▶ _Goal_
Keep every line where the word "Tailwind" appears; drop the rest.

Entries with page source code

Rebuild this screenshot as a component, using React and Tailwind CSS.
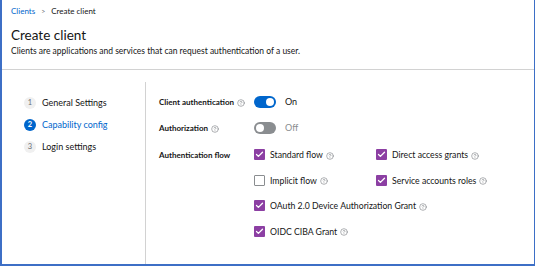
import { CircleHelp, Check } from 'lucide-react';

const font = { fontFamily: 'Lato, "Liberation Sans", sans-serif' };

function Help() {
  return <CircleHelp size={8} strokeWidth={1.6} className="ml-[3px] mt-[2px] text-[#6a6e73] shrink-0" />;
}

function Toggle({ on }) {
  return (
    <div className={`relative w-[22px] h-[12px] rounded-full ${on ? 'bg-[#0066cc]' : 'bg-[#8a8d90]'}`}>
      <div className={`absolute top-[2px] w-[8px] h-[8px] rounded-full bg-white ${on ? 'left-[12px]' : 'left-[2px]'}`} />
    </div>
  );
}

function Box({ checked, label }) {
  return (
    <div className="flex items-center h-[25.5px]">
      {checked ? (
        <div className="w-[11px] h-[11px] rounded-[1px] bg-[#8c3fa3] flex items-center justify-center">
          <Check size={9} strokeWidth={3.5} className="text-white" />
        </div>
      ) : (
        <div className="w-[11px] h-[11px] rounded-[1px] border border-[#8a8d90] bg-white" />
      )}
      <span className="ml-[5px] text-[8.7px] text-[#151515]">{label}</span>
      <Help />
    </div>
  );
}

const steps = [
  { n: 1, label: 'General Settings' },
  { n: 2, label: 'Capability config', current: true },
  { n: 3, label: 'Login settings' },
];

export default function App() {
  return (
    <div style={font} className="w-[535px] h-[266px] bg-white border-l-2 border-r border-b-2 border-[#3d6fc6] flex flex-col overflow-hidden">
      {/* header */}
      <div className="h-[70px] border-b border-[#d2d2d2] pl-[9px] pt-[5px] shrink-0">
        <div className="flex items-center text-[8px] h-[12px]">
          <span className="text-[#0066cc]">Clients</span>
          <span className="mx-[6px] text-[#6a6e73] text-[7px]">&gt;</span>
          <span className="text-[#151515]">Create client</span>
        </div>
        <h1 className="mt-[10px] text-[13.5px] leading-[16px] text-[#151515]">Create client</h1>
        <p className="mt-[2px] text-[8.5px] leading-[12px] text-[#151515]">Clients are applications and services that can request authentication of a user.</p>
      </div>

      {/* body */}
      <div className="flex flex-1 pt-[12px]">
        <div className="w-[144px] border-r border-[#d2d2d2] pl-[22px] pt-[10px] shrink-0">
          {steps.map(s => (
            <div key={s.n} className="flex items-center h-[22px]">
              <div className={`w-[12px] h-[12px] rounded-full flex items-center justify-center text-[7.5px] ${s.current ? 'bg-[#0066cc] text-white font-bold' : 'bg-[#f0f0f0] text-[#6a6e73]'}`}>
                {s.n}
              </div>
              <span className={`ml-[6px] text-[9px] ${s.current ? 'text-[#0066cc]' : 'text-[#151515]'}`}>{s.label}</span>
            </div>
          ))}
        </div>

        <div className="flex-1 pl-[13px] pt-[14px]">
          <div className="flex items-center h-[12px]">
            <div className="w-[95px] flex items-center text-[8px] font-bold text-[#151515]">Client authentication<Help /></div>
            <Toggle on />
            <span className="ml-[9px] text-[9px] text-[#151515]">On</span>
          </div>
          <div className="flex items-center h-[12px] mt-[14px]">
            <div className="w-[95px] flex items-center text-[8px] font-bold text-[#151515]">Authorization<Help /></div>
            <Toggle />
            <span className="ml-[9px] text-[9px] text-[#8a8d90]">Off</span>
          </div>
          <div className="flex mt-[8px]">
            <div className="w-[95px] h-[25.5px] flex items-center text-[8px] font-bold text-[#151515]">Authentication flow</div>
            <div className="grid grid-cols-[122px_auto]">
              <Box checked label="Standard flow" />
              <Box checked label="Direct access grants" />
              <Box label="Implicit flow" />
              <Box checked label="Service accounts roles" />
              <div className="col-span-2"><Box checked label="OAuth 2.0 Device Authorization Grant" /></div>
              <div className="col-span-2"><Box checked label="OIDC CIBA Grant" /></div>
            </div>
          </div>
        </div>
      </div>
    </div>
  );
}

--

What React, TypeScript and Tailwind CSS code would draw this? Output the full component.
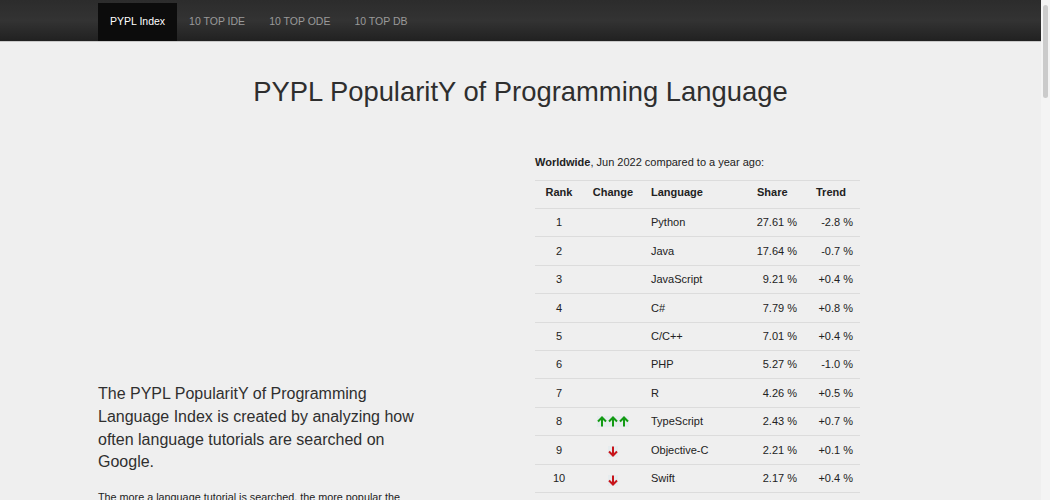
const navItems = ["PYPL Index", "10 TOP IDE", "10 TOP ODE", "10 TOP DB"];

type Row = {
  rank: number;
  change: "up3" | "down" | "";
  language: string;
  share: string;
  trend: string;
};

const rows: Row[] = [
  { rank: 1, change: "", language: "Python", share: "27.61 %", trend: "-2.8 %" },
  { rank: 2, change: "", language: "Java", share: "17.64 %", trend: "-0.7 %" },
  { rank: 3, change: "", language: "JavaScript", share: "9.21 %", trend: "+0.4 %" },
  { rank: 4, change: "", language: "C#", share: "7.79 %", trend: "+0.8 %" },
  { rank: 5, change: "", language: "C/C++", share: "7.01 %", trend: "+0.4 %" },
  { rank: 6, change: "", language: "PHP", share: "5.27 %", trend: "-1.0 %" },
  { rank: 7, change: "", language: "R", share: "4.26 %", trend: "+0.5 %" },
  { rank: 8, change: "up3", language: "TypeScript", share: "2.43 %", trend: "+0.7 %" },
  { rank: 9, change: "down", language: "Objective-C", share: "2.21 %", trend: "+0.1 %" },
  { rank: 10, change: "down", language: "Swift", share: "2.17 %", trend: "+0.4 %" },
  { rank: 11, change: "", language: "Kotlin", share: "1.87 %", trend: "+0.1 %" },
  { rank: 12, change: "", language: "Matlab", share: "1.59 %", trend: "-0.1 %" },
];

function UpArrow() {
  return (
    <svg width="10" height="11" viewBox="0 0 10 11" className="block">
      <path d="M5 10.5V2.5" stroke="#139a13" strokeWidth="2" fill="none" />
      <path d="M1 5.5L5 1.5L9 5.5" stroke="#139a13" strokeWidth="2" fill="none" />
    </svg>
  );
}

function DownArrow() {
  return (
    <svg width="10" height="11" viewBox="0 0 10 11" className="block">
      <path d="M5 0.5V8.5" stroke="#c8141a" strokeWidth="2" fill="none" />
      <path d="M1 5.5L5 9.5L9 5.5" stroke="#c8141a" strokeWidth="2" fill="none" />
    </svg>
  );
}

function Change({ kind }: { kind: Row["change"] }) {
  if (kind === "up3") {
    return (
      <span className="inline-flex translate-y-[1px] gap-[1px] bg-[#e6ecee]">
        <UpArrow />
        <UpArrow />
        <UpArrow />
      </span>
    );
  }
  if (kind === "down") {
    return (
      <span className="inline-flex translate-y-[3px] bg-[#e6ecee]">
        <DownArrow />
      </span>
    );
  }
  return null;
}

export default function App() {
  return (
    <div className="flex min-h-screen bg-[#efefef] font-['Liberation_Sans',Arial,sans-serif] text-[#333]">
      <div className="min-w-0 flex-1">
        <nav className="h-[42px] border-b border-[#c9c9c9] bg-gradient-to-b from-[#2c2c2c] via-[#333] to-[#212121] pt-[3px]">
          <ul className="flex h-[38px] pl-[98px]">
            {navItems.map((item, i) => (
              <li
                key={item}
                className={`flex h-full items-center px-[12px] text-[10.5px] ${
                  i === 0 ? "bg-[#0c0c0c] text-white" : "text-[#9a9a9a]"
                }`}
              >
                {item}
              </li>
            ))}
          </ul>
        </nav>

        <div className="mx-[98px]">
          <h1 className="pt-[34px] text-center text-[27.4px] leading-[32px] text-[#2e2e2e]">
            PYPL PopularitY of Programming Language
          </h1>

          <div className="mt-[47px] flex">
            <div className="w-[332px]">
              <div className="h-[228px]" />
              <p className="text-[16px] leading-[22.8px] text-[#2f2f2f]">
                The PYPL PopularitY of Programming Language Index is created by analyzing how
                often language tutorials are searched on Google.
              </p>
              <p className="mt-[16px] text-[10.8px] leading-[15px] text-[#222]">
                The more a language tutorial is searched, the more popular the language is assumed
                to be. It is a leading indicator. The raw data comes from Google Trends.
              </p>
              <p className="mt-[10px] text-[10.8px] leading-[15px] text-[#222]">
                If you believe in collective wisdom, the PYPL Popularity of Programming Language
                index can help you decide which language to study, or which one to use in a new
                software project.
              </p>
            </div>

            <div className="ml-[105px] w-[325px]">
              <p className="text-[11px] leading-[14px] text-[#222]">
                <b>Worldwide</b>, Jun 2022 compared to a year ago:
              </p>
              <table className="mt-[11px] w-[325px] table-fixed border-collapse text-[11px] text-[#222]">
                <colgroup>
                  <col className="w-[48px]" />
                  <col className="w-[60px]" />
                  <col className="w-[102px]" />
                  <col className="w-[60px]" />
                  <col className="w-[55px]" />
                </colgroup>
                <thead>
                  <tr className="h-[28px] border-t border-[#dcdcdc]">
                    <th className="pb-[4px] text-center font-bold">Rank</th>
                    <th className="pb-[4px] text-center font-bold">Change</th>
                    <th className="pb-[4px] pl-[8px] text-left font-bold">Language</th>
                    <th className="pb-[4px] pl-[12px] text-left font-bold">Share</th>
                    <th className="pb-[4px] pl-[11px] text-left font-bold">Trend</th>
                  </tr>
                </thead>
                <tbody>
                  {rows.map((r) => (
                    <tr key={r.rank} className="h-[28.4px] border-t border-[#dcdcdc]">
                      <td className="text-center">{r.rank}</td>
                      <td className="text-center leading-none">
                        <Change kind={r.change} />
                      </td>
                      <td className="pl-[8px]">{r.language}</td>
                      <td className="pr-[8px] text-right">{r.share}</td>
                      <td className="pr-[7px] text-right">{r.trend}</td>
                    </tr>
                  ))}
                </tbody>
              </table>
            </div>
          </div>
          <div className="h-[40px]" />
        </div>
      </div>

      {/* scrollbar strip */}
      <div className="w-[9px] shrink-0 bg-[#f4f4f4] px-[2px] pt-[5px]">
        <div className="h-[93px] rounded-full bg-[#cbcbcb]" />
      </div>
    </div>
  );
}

▶ _Task answer_
Rebuild this screenshot as a component, using React and Tailwind CSS.
What React, TypeScript and Tailwind CSS code would draw this? Output the full component.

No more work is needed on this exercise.